Come back to the city though, and the night sky seems to be an entity that exists only as patches of hazy orangeness in the gaps between buildings. Are there even some city dwellers who have never seen a star? When the path ahead of us is always lit and the sky is no longer something we use to navigate or be fearful of, do we get an inflated sense of our own importance? Do the people of the city need stars or are they perfectly content with their neon glow? I’ll leave the last words to Auden:

"
Were all stars to disappear or die,
I should learn to look at an empty sky
And feel its total dark (
orange glow!
) sublime
Though this might take me a little time"

9 comments:

Squirrel said...

the blue hour (what the Scot's call the gloaming) always my favorite time too. magical.

The French also used to have the green hour (named for absinthe) and I don't recall, but maybe it was the hour after the blue hour? (?) The green hour became the Cocktail hour.
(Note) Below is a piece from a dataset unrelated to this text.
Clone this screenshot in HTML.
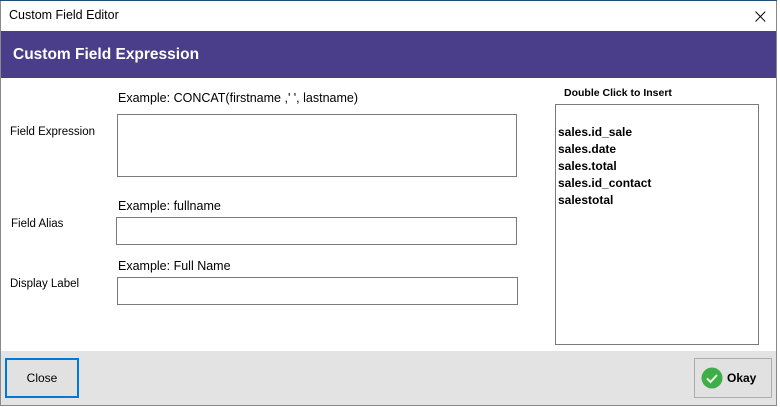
<!DOCTYPE html><html><head><style>
body{margin:0;width:780px;height:407px;overflow:hidden;background:#fff;font-family:"Liberation Sans",sans-serif;position:relative}
.a{position:absolute}
.t{font-size:11.5px;color:#000}
.box{position:absolute;border:1px solid #7a7a7a;background:#fff;box-sizing:border-box}
</style></head><body>
<div class="a" style="left:0;top:0;width:777px;height:406px;border:1px solid #8a8a8a;box-sizing:border-box"></div>
<div class="a" style="left:0;top:0;width:777px;height:1px;background:#1e4f7a"></div>
<div class="a t" style="left:9px;top:8px;font-size:12.5px">Custom Field Editor</div>
<div class="a" style="left:752px;top:4px;font-size:20px;color:#000;font-weight:100;font-family:'DejaVu Sans',sans-serif">×</div>
<div class="a" style="left:1px;top:31px;width:775px;height:47px;background:#4a3d89"></div>
<div class="a" style="left:13px;top:46px;color:#fff;font-weight:bold;font-size:15.5px">Custom Field Expression</div>
<div class="a" style="left:118px;top:91px;font-size:12.5px">Example: CONCAT(firstname ,' ', lastname)</div>
<div class="a t" style="left:10px;top:126px">Field Expression</div>
<div class="box" style="left:117px;top:114px;width:400px;height:63px"></div>
<div class="a" style="left:118px;top:199px;font-size:12.5px">Example: fullname</div>
<div class="a t" style="left:11px;top:218px">Field Alias</div>
<div class="box" style="left:116px;top:217px;width:401px;height:28px"></div>
<div class="a" style="left:118px;top:259px;font-size:12.5px">Example: Full Name</div>
<div class="a t" style="left:10px;top:278px">Display Label</div>
<div class="box" style="left:117px;top:277px;width:401px;height:28px"></div>
<div class="a" style="left:564px;top:87px;font-size:10.5px;font-weight:bold">Double Click to Insert</div>
<div class="box" style="left:555px;top:104px;width:204px;height:241px"></div>
<div class="a" style="left:558px;top:124px;font-size:12px;font-weight:bold;line-height:17px">sales.id_sale<br>sales.date<br>sales.total<br>sales.id_contact<br>salestotal</div>
<div class="a" style="left:1px;top:351px;width:775px;height:54px;background:#e3e3e3"></div>
<div class="a" style="left:5px;top:358px;width:74px;height:40px;border:2px solid #0078d7;box-sizing:border-box;background:#e1e1e1;font-size:12px;text-align:center;line-height:36px">Close</div>
<div class="a" style="left:694px;top:358px;width:78px;height:40px;border:1px solid #adadad;box-sizing:border-box;background:#e1e1e1"></div>
<svg class="a" style="left:701px;top:367px" width="22" height="22" viewBox="0 0 22 22"><circle cx="11" cy="11" r="10.5" fill="#3fae49"/><path d="M6 11.5l3.5 3.5 6.5-7" stroke="#e8ffe0" stroke-width="2" fill="none"/></svg>
<div class="a" style="left:727px;top:371px;font-size:12px;font-weight:bold">Okay</div>
</body></html>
are there any other hours?



the lights- I always thought it was so wasteful how the NYC buildings stayed lit, computer monitors on all night in some offices. Worse than neon is the new plastic lighting. even in a small village, things are lit up all night, it's too much

Light is good here if only for security -- the nurses who leave the hospital late at night and walk the lonely blocks .

Adam said...

Hi Squirrel - I didn't know about the green hour, but I've found some information here. It seems that it was between 5 and 7, which depending on the time of year, could make it correspond exactly with the blue hour!

ArtSparker said...

Makes me think of Wilde's "We are all in the gutter, but some of us are looking at (for?) the stars.
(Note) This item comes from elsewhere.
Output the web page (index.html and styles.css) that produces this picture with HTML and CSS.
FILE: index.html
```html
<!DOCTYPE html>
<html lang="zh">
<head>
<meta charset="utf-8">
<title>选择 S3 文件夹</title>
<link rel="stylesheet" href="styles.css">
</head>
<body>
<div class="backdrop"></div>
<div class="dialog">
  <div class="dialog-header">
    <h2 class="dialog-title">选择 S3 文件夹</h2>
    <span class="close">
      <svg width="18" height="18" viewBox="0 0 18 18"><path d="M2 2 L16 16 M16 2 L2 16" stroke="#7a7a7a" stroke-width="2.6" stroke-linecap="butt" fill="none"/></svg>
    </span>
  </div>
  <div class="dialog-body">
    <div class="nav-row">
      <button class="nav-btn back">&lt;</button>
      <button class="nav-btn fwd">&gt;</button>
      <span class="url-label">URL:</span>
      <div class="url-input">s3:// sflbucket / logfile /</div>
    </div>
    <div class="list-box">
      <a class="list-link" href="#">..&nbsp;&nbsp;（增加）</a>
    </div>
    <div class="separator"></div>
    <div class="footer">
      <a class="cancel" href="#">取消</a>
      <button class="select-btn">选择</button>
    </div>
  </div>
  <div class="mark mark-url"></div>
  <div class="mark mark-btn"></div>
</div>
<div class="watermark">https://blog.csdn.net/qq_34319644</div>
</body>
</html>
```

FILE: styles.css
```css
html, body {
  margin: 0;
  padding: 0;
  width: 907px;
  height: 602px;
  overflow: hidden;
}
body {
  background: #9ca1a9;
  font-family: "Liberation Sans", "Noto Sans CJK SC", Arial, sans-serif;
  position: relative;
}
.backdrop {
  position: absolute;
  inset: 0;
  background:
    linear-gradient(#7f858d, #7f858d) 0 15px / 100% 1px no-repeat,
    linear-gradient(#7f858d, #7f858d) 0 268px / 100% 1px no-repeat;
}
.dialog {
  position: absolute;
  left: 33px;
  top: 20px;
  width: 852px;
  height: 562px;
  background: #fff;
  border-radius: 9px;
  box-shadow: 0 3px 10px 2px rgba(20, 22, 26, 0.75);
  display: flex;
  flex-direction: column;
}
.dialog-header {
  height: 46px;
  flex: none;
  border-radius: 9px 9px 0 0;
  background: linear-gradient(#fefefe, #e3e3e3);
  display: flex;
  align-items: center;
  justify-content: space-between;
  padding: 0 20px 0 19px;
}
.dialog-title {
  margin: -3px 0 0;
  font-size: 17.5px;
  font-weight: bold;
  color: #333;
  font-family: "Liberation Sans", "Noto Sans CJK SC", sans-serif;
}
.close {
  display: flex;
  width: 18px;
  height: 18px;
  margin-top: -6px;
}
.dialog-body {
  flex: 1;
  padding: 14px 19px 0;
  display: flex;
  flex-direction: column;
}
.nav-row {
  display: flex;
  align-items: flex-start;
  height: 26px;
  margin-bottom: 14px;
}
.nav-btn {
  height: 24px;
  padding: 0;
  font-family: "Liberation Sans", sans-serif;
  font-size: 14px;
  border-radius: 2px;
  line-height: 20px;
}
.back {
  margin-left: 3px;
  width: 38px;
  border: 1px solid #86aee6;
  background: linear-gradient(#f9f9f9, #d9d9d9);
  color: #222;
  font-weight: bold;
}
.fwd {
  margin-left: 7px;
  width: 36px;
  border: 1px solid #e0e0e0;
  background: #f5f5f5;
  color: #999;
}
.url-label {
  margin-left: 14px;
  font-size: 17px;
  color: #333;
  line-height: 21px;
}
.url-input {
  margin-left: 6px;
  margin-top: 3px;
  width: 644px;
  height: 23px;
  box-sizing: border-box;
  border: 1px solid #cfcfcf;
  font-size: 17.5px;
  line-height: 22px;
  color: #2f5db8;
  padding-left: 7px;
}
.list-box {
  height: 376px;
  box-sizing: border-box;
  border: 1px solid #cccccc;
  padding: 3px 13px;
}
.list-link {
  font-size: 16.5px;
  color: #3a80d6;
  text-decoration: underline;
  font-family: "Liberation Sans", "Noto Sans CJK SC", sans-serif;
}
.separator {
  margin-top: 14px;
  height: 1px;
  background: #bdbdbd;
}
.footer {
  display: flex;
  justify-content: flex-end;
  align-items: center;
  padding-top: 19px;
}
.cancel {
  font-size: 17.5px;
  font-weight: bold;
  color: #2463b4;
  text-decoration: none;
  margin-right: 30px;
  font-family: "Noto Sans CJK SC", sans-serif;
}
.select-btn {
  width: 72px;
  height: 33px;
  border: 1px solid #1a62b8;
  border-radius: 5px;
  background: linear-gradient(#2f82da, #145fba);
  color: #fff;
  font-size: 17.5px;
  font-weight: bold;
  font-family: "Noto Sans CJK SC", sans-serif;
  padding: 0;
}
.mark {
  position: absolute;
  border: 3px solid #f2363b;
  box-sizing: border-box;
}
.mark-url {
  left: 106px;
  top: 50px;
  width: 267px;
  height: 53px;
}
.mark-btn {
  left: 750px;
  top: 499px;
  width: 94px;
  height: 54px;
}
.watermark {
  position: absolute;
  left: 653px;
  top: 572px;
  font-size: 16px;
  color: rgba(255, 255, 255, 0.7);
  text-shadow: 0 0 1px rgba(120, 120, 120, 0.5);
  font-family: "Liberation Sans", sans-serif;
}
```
A man in Berkeley, my neighbor city, would like to daylight its five creeks and let the city flow around them.

Cergie said...

Lorsque nous habitions à Lille, nous passions par la Belgique et le Luxembourg pour venir en France. Je ne me souviens plus, je crois que c'est en Belgique que toutes les autoroutes sont illuminées. Ta carte hélas ne va pas jusque là.
La A15 qui dessert Cergy de Paris a été plongée dans l'obscurité longtemps pour cause de vol de métaux des lampadaires. J'ai entendu dire qu'en réalité la sécurité des automobilistes est accrue paradoxalement dans le noir, sans doute parce qu'on roule moins vite

J'ajoute que notre époque ne fait pas la différence entre hiver et été, la vie continue également ; autrefois on adaptait son activité aux saisons : en hiver au coin du feu on faisait des travaux différents (réparations par exemple).
Comme toi, j'aime beaucoup les heures du soir juste après la tombée de la nuit, je me sens calme, j'ai l'impression que ces heures m'appartiennet à moi seule.

Adam said...

Bonjour Cergie - si tu cliques sur le lien (sinon, ici) tu veras la Belgique sur un plan, et effectivement c'est du grand feu!

Nathalie H.D. said...

I loved the video!!! I thought they were going to smash all lights with their golf clubs but not at all. How brilliant!
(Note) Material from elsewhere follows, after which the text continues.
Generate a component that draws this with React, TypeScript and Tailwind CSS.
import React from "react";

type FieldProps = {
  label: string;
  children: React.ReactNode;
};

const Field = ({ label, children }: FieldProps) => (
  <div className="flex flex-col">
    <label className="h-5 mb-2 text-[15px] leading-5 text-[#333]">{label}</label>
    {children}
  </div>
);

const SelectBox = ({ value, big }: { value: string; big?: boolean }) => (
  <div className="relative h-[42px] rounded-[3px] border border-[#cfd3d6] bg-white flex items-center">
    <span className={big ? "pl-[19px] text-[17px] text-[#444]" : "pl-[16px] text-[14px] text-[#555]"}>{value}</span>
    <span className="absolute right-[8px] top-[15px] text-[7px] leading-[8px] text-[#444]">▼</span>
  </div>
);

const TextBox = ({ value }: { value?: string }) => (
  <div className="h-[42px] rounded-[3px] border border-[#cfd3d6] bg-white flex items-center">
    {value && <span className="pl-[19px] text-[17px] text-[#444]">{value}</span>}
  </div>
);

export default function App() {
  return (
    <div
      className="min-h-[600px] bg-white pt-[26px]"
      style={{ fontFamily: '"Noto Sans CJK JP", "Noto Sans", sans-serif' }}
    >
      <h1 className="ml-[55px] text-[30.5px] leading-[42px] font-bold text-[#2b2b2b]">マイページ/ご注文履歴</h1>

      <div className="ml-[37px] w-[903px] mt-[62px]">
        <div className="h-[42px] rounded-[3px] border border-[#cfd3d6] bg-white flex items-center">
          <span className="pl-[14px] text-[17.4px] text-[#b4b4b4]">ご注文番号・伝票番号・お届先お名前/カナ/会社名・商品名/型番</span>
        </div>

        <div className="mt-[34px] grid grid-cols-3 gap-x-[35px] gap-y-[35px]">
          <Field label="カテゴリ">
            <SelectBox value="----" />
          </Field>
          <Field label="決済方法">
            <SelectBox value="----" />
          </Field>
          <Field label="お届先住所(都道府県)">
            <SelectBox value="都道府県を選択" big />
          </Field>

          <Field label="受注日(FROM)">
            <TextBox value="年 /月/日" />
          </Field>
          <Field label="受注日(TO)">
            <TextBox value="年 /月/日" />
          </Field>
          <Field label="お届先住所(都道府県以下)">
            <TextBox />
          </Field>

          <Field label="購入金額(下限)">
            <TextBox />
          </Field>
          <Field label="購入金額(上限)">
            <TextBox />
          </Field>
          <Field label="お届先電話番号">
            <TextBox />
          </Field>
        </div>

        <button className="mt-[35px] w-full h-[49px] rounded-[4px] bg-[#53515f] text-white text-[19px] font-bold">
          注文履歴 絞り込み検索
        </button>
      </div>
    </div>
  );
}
I used to live near Versailles as a kid but when I moved to Neuilly with my parents when I was 18 it took me a long while to adjust to the colour of the night there: the night sky wasn't black, it was a (not so dim) orange!!! On the first few nights I slept there, there were still no curtains at my window and I kept waking up in the middle of the night thinking it was dawn coming. Amazing.

Nathalie H.D. said...

I don't know about the green hour either. The closest thing I can think of is "le rayon vert" which is the last ray cast by the setting sun.

PeterParis said...

It's nice to go to the countryside now and then and to se the stars!

Incredible the energy consumption in Belgium! It's of course densely inhabited, but... I doubt that the motorway lights can make the difference!